— start of Data shown —
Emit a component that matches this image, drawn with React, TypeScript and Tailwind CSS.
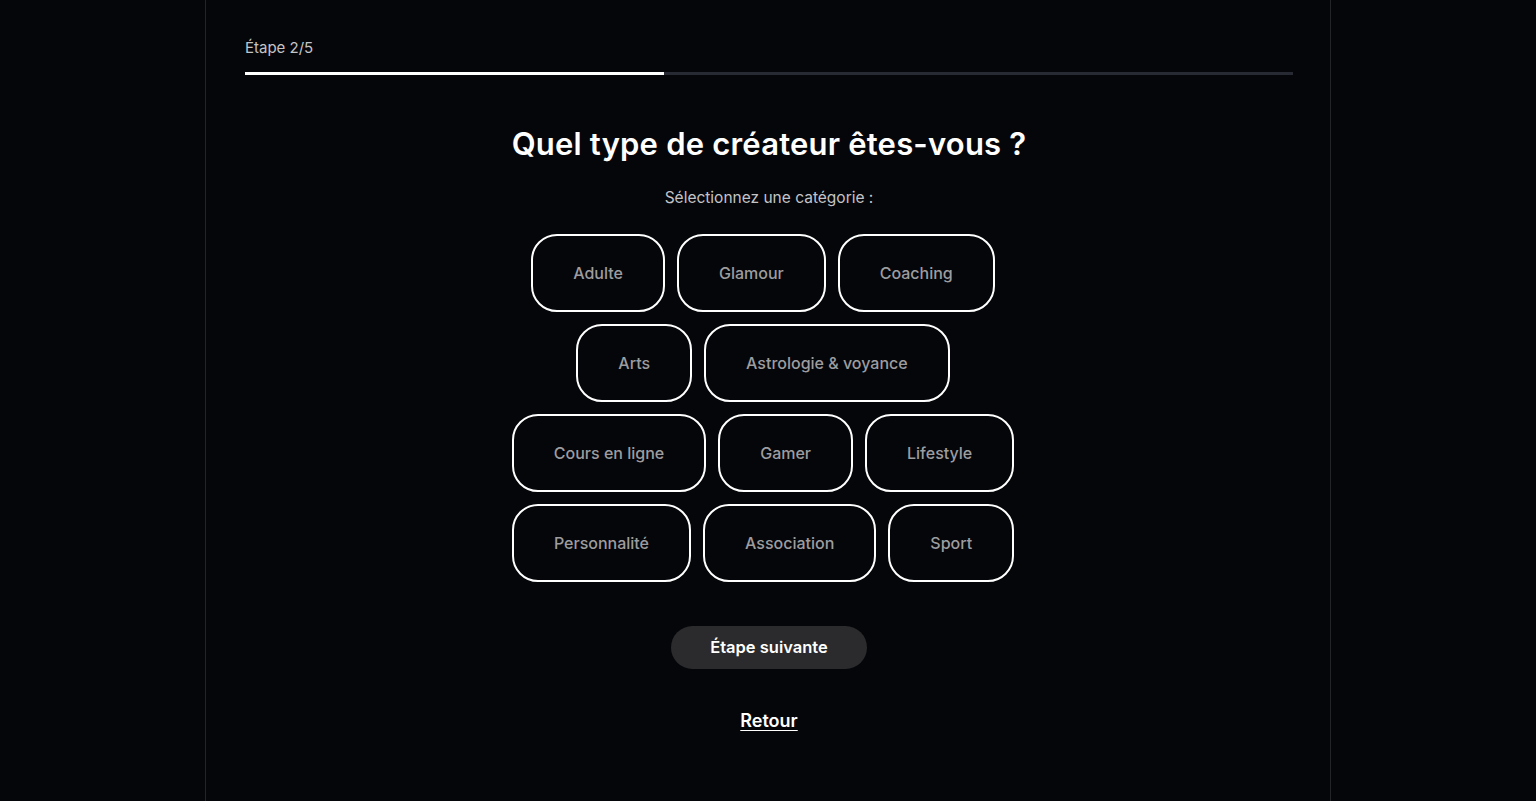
import React, { useState } from 'react';

const categories = [
  'Adulte',
  'Glamour',
  'Coaching',
  'Arts',
  'Astrologie & voyance',
  'Cours en ligne',
  'Gamer',
  'Lifestyle',
  'Personnalité',
  'Association',
  'Sport',
];

const App = () => {
  const [selected, setSelected] = useState<string | null>(null);

  return (
    <div className="min-h-screen bg-[#05060a] font-['Inter',sans-serif]">
      <div className="mx-auto min-h-screen w-[1126px] border-x border-[#232429] pl-[39px] pr-[37px] pt-[38px]">
        <div className="text-[15px] leading-[20px] text-[#c4c4c6]">Étape 2/5</div>
        <div className="mt-[14px] h-[3px] w-full bg-[#272a33]">
          <div className="h-full w-[40%] bg-white" />
        </div>

        <div className="flex flex-col items-center">
          <h1 className="mt-[49px] text-[31px] font-semibold leading-[40px] tracking-[0.2px] text-white">
            Quel type de créateur êtes-vous ?
          </h1>
          <p className="mt-[22px] text-[15.5px] leading-[24px] text-[#c4c4c6]">Sélectionnez une catégorie :</p>

          <div className="mt-[24px] flex w-[520px] flex-wrap justify-center">
            {categories.map((c) => (
              <button
                key={c}
                onClick={() => setSelected(c)}
                className={`mb-[12px] mr-[12px] h-[78px] rounded-[26px] border-2 border-white px-[40px] text-[16px] font-medium ${
                  selected === c ? 'bg-white text-black' : 'text-[#9d9d9f]'
                }`}
              >
                {c}
              </button>
            ))}
          </div>

          <button className="mt-[32px] h-[43px] w-[196px] rounded-full bg-[#2b2b2d] text-[16.5px] font-semibold text-white">
            Étape suivante
          </button>

          <button className="mt-[38px] text-[18px] font-semibold text-white underline underline-offset-[3px]">
            Retour
          </button>
        </div>
      </div>
    </div>
  );
};

export default App;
— end of Data shown —
* _Exercise task_
Omitting all pictures, restate exactly the lines of the material from its start through the line that contains "une catégorie :</p>".

* _Result for this task_
Emit a component that matches this image, drawn with React, TypeScript and Tailwind CSS.
import React, { useState } from 'react';

const categories = [
  'Adulte',
  'Glamour',
  'Coaching',
  'Arts',
  'Astrologie & voyance',
  'Cours en ligne',
  'Gamer',
  'Lifestyle',
  'Personnalité',
  'Association',
  'Sport',
];

const App = () => {
  const [selected, setSelected] = useState<string | null>(null);

  return (
    <div className="min-h-screen bg-[#05060a] font-['Inter',sans-serif]">
      <div className="mx-auto min-h-screen w-[1126px] border-x border-[#232429] pl-[39px] pr-[37px] pt-[38px]">
        <div className="text-[15px] leading-[20px] text-[#c4c4c6]">Étape 2/5</div>
        <div className="mt-[14px] h-[3px] w-full bg-[#272a33]">
          <div className="h-full w-[40%] bg-white" />
        </div>

        <div className="flex flex-col items-center">
          <h1 className="mt-[49px] text-[31px] font-semibold leading-[40px] tracking-[0.2px] text-white">
            Quel type de créateur êtes-vous ?
          </h1>
          <p className="mt-[22px] text-[15.5px] leading-[24px] text-[#c4c4c6]">Sélectionnez une catégorie :</p>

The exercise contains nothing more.